DETAILED ACTION
Introduction
1. This office action is in response to Applicant's submission filed on 11/12/2024. The present application, filed on or after March 16, 2013, is being examined under the first inventor to file provisions of the AIA . Claims 1-16 are currently pending and examined below.
Drawings
2. The drawings filed on 11/12/2024 have been accepted and considered by the Examiner.
Priority
3. The Applicants priority to United States Provisional Application # 61475767 filed on April 15, 2011, has been accepted and considered in this office action.
Information Disclosure Statement
4. The Information Statement (IDS) filed on 11/12/2024 has been accepted/considered and is in compliance with the provisions of 37 CFR 1.97.
Double Patenting
5. The non-statutory double patenting rejection is based on a judicially created doctrine grounded in public policy (a policy reflected in the statute) so as to prevent the unjustified or improper time-wise extension of the "right to exclude" granted by a patent and to prevent possible harassment by multiple assignees. A non-statutory obviousness-type double patenting rejection is appropriate where the conflicting claims are not identical, but at least one examined application claim is not patentably distinct from the reference claim(s) because the examined application claim is either anticipated by, or would have been obvious over, the reference claim(s). See, e.g., In re Berg, 140 F.3d 1428, 46 USPQ2d 1226 (Fed. Cir. 1998); In re Goodman, 11 F.3d 1046, 29 USPQ2d 2010 (Fed. Cir. 1993); In re Longi, 759 F.2d 887, 225 USPQ 645 (Fed. Cir. 1985); In re Van Omum, 686 F.2d 937, 214 USPQ 761 (CCPA 1982); In re Vogel, 422 F.2d 438, 164 USPQ 619 (CCPA 1970); and In re Thorington, 418 F.2d 528, 163 USPQ 644 (CCPA 1969).
A timely filed e-terminal disclaimer (e-TD) in compliance with 37 CFR 1.321 (c) or 1.321(d) may be used to overcome an actual or provisional rejection based on a non-statutory double patenting ground provided the conflicting application or patent either is shown to be commonly owned with this application, or claims an invention made as a result of activities undertaken within the scope of a joint research agreement. Effective January 1, 1994, a registered attorney or agent of record may sign an e-terminal disclaimer. An e-terminal disclaimer signed by the assignee must fully comply with 37 CFR 3.73(b).
Claim 1-16 of the instant Application are rejected on the ground of non-statutory obviousness-type double patenting as being unpatentable over claims 1-20 of U.S. Patent # 12159634. Although the conflicting claims are not identical, they are not patentably distinct from each other because the claims of the present application are broader in scope than those of U.S. Patent # 12159634 and hence the claims of U.S. Patent # 12159634 can anticipate those of the present invention. That is, the claims of U.S. Patent # 12159634 contain every limitation of the claims of the present application or the claims of the present application are obvious variants thereof. It should be noted that this is in fact a non-provisional non-statutory obviousness-type double patenting rejection because the conflicting claims have in fact been patented.
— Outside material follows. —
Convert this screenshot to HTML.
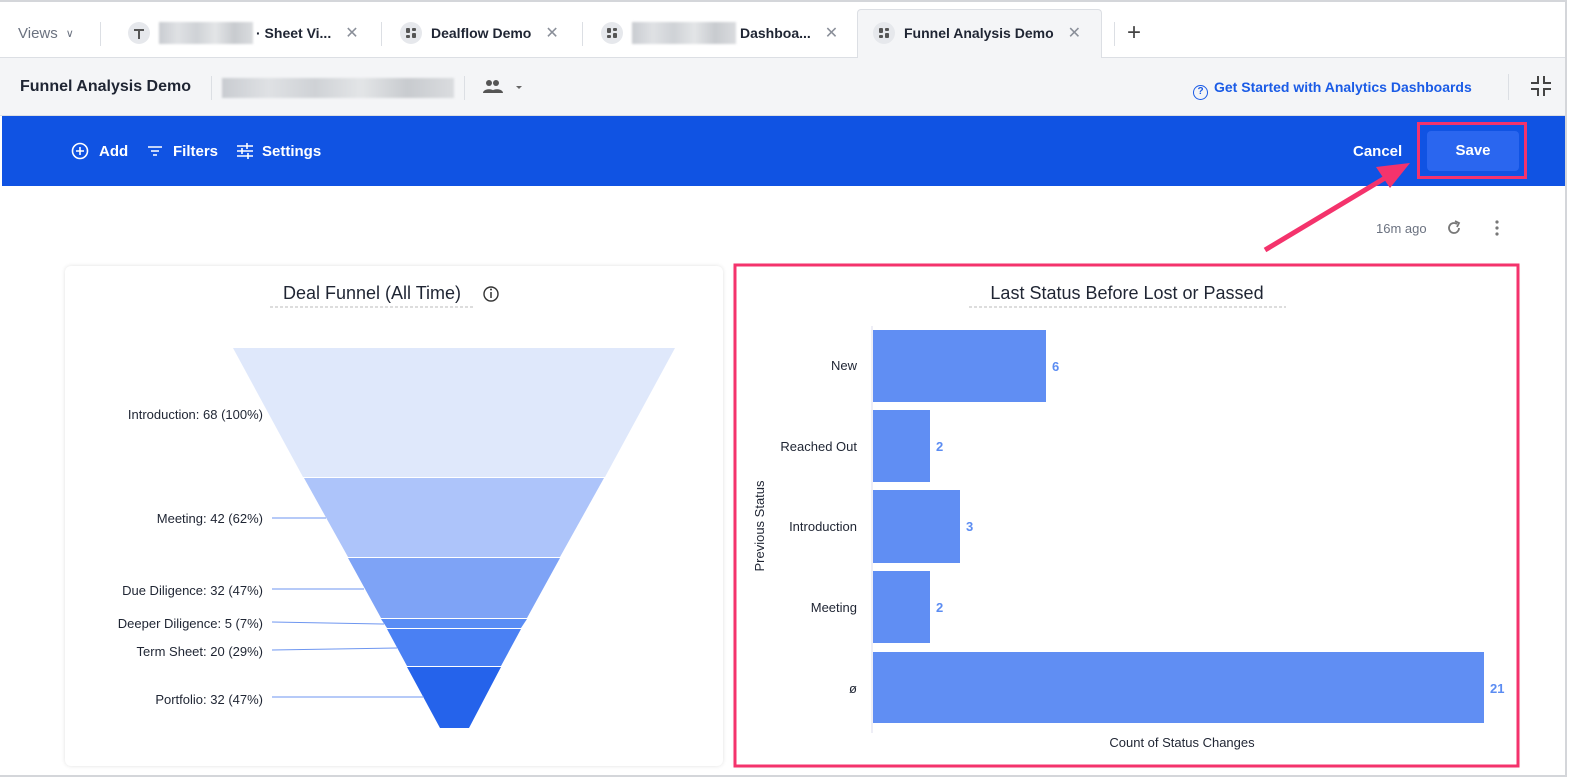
<!DOCTYPE html>
<html><head><meta charset="utf-8"><style>
*{box-sizing:border-box;margin:0;padding:0}
body{width:1578px;height:782px;overflow:hidden;background:#fff;font-family:"Liberation Sans",sans-serif;position:relative;color:#1f2533}
.a{position:absolute}
.frame{left:0;top:0;width:1567px;height:777px;border:2px solid #d4d6da;border-left:none}
.tabs{left:0;top:2px;width:1565px;height:56px;background:#fff;border-bottom:1px solid #dcdfe4}
.tab{position:absolute;top:3px;height:56px;display:flex;align-items:center;font-size:14px;font-weight:bold;color:#1f2533}
.ic{width:22px;height:22px;border-radius:11px;background:#e6e8ec;margin-right:9px;display:flex;align-items:center;justify-content:center}
.x{color:#8a8f99;font-weight:normal;font-size:16px;margin-left:14px}
.blur{background:linear-gradient(90deg,#c9ccd1,#dfe1e4,#cfd2d6,#e3e5e7,#c8cbcf,#dadcdf);height:22px;filter:blur(1px)}
.sep{width:1px;height:24px;background:#dcdfe4;position:absolute;top:20px}
.hdr{left:0;top:58px;width:1565px;height:58px;background:#f4f5f7;border-bottom:1px solid #dcdfe4}
.bar{left:2px;top:116px;width:1563px;height:70px;background:#1053e3;color:#fff;font-size:15px;font-weight:bold}
.card{background:#fff;border-radius:6px;box-shadow:0 0 4px rgba(0,0,0,.12)}
</style></head><body>
<div class="a frame"></div>
<div class="a tabs">
 <div class="tab" style="left:18px;color:#6b7280;font-weight:normal;font-size:15px">Views <span style="margin-left:8px;font-size:11px">&#8744;</span></div>
 <div class="sep" style="left:100px"></div>
 <div class="tab" style="left:128px"><div class="ic"><svg width="12" height="12"><path d="M1 3h10M6 3v9" stroke="#555" stroke-width="2"/></svg></div><div class="blur" style="width:94px;margin-right:3px"></div>· Sheet Vi...<span class="x">✕</span></div>
 <div class="sep" style="left:381px"></div>
 <div class="tab" style="left:400px"><div class="ic"><svg width="12" height="12"><rect x="1" y="1" width="4" height="5" rx="1" fill="#555"/><rect x="7" y="1" width="4" height="3" rx="1" fill="#555"/><rect x="1" y="8" width="4" height="3" rx="1" fill="#555"/><rect x="7" y="6" width="4" height="5" rx="1" fill="#555"/></svg></div>Dealflow Demo<span class="x">✕</span></div>
 <div class="sep" style="left:582px"></div>
 <div class="tab" style="left:601px"><div class="ic"><svg width="12" height="12"><rect x="1" y="1" width="4" height="5" rx="1" fill="#555"/><rect x="7" y="1" width="4" height="3" rx="1" fill="#555"/><rect x="1" y="8" width="4" height="3" rx="1" fill="#555"/><rect x="7" y="6" width="4" height="5" rx="1" fill="#555"/></svg></div><div class="blur" style="width:104px;margin-right:4px"></div>Dashboa...<span class="x">✕</span></div>
 <div class="a" style="left:857px;top:7px;width:245px;height:50px;background:#f4f5f7;border:1px solid #dcdfe4;border-bottom:none;border-radius:4px 4px 0 0"></div>
 <div class="tab" style="left:873px"><div class="ic"><svg width="12" height="12"><rect x="1" y="1" width="4" height="5" rx="1" fill="#555"/><rect x="7" y="1" width="4" height="3" rx="1" fill="#555"/><rect x="1" y="8" width="4" height="3" rx="1" fill="#555"/><rect x="7" y="6" width="4" height="5" rx="1" fill="#555"/></svg></div>Funnel Analysis Demo<span class="x">✕</span></div>
 <div class="sep" style="left:1114px"></div>
 <div class="tab" style="left:1127px;font-size:24px;font-weight:normal;color:#444">+</div>
</div>
<div class="a hdr">
 <div class="a" style="left:20px;top:20px;font-size:16px;font-weight:bold">Funnel Analysis Demo</div>
 <div class="a" style="left:211px;top:18px;width:1px;height:24px;background:#dcdfe4"></div>
 <div class="a blur" style="left:222px;top:20px;width:232px;height:20px"></div>
 <div class="a" style="left:464px;top:18px;width:1px;height:24px;background:#dcdfe4"></div>
 <svg class="a" style="left:483px;top:21px" width="44" height="16"><circle cx="6" cy="4" r="3" fill="#555"/><circle cx="13" cy="4" r="3" fill="#555"/><path d="M0 14c0-5 12-5 12 0zM8 14c0-5 12-5 12 0z" fill="#555"/><path d="M33 7l3 3 3-3z" fill="#666"/></svg>
 <div class="a" style="left:1193px;top:21px;font-size:14px;font-weight:bold;color:#1a5be6"><span style="display:inline-block;width:15px;height:15px;border:1.6px solid #1a5be6;border-radius:50%;font-size:10px;text-align:center;line-height:12px;margin-right:6px;vertical-align:-2px">?</span>Get Started with Analytics Dashboards</div>
 <div class="a" style="left:1508px;top:16px;width:1px;height:26px;background:#dcdfe4"></div>
 <svg class="a" style="left:1530px;top:17px" width="22" height="22"><path d="M8 1v7H1M14 1v7h7M8 21v-7H1M14 21v-7h7" stroke="#444" stroke-width="2" fill="none"/></svg>
</div>
<div class="a bar">
 <svg class="a" style="left:69px;top:26px" width="18" height="18"><circle cx="9" cy="9" r="7.5" stroke="#fff" stroke-width="1.6" fill="none"/><path d="M9 5v8M5 9h8" stroke="#fff" stroke-width="1.6"/></svg>
 <div class="a" style="left:97px;top:27px">Add</div>
 <svg class="a" style="left:145px;top:27px" width="16" height="16"><path d="M1 4h14M4 8h8M6 12h4" stroke="#fff" stroke-width="1.6"/></svg>
 <div class="a" style="left:171px;top:27px">Filters</div>
 <svg class="a" style="left:234px;top:26px" width="18" height="18"><path d="M1 4h16M1 9h16M1 14h16" stroke="#fff" stroke-width="1.5"/><path d="M11 1v6M6 6v6M12 11v6" stroke="#fff" stroke-width="1.6"/></svg>
 <div class="a" style="left:260px;top:27px">Settings</div>
 <div class="a" style="left:1351px;top:27px">Cancel</div>
 <div class="a" style="left:1425px;top:15px;width:92px;height:40px;background:#2a66ef;border-radius:4px;text-align:center;line-height:40px">Save</div>
 <div class="a" style="left:1415px;top:6px;width:110px;height:57px;border:3px solid #f4336c"></div>
</div>
<div class="a" style="left:1376px;top:221px;font-size:13px;color:#6b7280">16m ago</div>
<svg class="a" style="left:1445px;top:219px" width="18" height="18"><path d="M14 9a5 5 0 1 1-2-4" stroke="#777" stroke-width="1.8" fill="none"/><path d="M10 2l4 2-2 4" fill="none" stroke="#777" stroke-width="1.8"/></svg>
<svg class="a" style="left:1494px;top:219px" width="6" height="18"><circle cx="3" cy="3" r="1.6" fill="#777"/><circle cx="3" cy="9" r="1.6" fill="#777"/><circle cx="3" cy="15" r="1.6" fill="#777"/></svg>
<div class="a card" style="left:65px;top:266px;width:658px;height:500px"></div>
<div class="a card" style="left:735px;top:266px;width:782px;height:500px;border-radius:0"></div>
<svg class="a" style="left:0;top:0" width="1578" height="782">
 <line x1="1265" y1="250" x2="1390" y2="175" stroke="#f4336c" stroke-width="5"/>
 <path d="M1410 163l-34 4 14 21z" fill="#f4336c"/>
 <rect x="735" y="265" width="783" height="501" fill="none" stroke="#f4336c" stroke-width="3"/>
 <text x="372" y="299" font-size="18" text-anchor="middle" fill="#1f2533" font-family="Liberation Sans">Deal Funnel (All Time)</text>
 <line x1="270" y1="307" x2="474" y2="307" stroke="#bbb" stroke-dasharray="3 2"/>
 <circle cx="491" cy="294" r="7" fill="none" stroke="#333" stroke-width="1.4"/><path d="M491 292v6" stroke="#333" stroke-width="1.5"/><circle cx="491" cy="289.5" r="1" fill="#333"/>
 <path d="M233 348H675L605 477H303z" fill="#dfe8fb"/>
 <path d="M304 478H604L560 557H348z" fill="#adc4fa"/>
 <path d="M348 558H560L527 618H381z" fill="#7ea3f6"/>
 <path d="M381 619H527L521 628H387z" fill="#5a8df5"/>
 <path d="M387 629H521L501 666H407z" fill="#4a80f3"/>
 <path d="M407 667H501L469 728H440z" fill="#2563eb"/>
 <g stroke="#6e96f0" stroke-width="1"><line x1="272" y1="518" x2="326" y2="518"/><line x1="272" y1="589" x2="364" y2="589"/><line x1="272" y1="622" x2="384" y2="624"/><line x1="272" y1="650" x2="397" y2="648"/><line x1="272" y1="697" x2="424" y2="697"/></g>
 <g font-size="13" fill="#1f2533" text-anchor="end" font-family="Liberation Sans">
 <text x="263" y="419">Introduction: 68 (100%)</text><text x="263" y="523">Meeting: 42 (62%)</text><text x="263" y="595">Due Diligence: 32 (47%)</text><text x="263" y="628">Deeper Diligence: 5 (7%)</text><text x="263" y="656">Term Sheet: 20 (29%)</text><text x="263" y="704">Portfolio: 32 (47%)</text>
 <text x="857" y="370">New</text><text x="857" y="451">Reached Out</text><text x="857" y="531">Introduction</text><text x="857" y="612">Meeting</text><text x="857" y="693">ø</text>
 </g>
 <text x="1127" y="299" font-size="18" text-anchor="middle" fill="#1f2533" font-family="Liberation Sans">Last Status Before Lost or Passed</text>
 <line x1="969" y1="307" x2="1286" y2="307" stroke="#bbb" stroke-dasharray="3 2"/>
 <line x1="872" y1="326" x2="872" y2="733" stroke="#dde"/>
 <g fill="#608ef3"><rect x="873" y="330" width="173" height="72"/><rect x="873" y="410" width="57" height="72"/><rect x="873" y="490" width="87" height="73"/><rect x="873" y="571" width="57" height="72"/><rect x="873" y="652" width="611" height="71"/></g>
 <g font-size="13" font-weight="bold" fill="#5b8cf2" font-family="Liberation Sans"><text x="1052" y="371">6</text><text x="936" y="451">2</text><text x="966" y="531">3</text><text x="936" y="612">2</text><text x="1490" y="693">21</text></g>
 <text x="1182" y="747" font-size="13" text-anchor="middle" fill="#1f2533" font-family="Liberation Sans">Count of Status Changes</text>
 <text transform="translate(764 526) rotate(-90)" font-size="13" text-anchor="middle" fill="#1f2533" font-family="Liberation Sans">Previous Status</text>
</svg>
</body></html>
As an example; claim 1 of the instant application and claim 1 of U.S. Patent # 12159634 both teach a method in an encoder for allocating bits to a gain adjustment quantizer and a shape quantizer to be used for encoding a gain shape vector, the method comprising mapping a bit allocation to the gain adjustment quantizer and the shape quantizer based on a current bitrate for the encoder and a signal bandwidth for a signal being encoded; and applying the bit allocation when encoding the gain shape vector. One of ordinary skill in the art would recognize that it would have been obvious at the time of the invention to drop narrower limitations in order to have a patent with wider applicability and freedom to operate. In other words, the narrower claim 1 of U.S. Patent # 12159634 anticipates the broader claim 1 of the instant application. Also, removal of the additional steps is obvious: In re Karlson, 136 USPQ 184 (1963): "Omission of an element and its function is an obvious expedient if the remaining elements perform the same functions as before".
Claim 1-16 of the instant Application are also rejected on the ground of non-statutory obviousness-type double patenting as being unpatentable over claims 1-16 of U.S. Patent # 10770078. Although the conflicting claims are not identical, they are not patentably distinct from each other because the claims of the present application are broader in scope than those of U.S. Patent # 10770078 and hence the claims of U.S. Patent # 10770078 can anticipate those of the present invention. That is, the claims of U.S. Patent # 10770078 contain every limitation of the claims of the present application or the claims of the present application are obvious variants thereof. It should be noted that this is in fact a non-provisional non-statutory obviousness-type double patenting rejection because the conflicting claims have in fact been patented.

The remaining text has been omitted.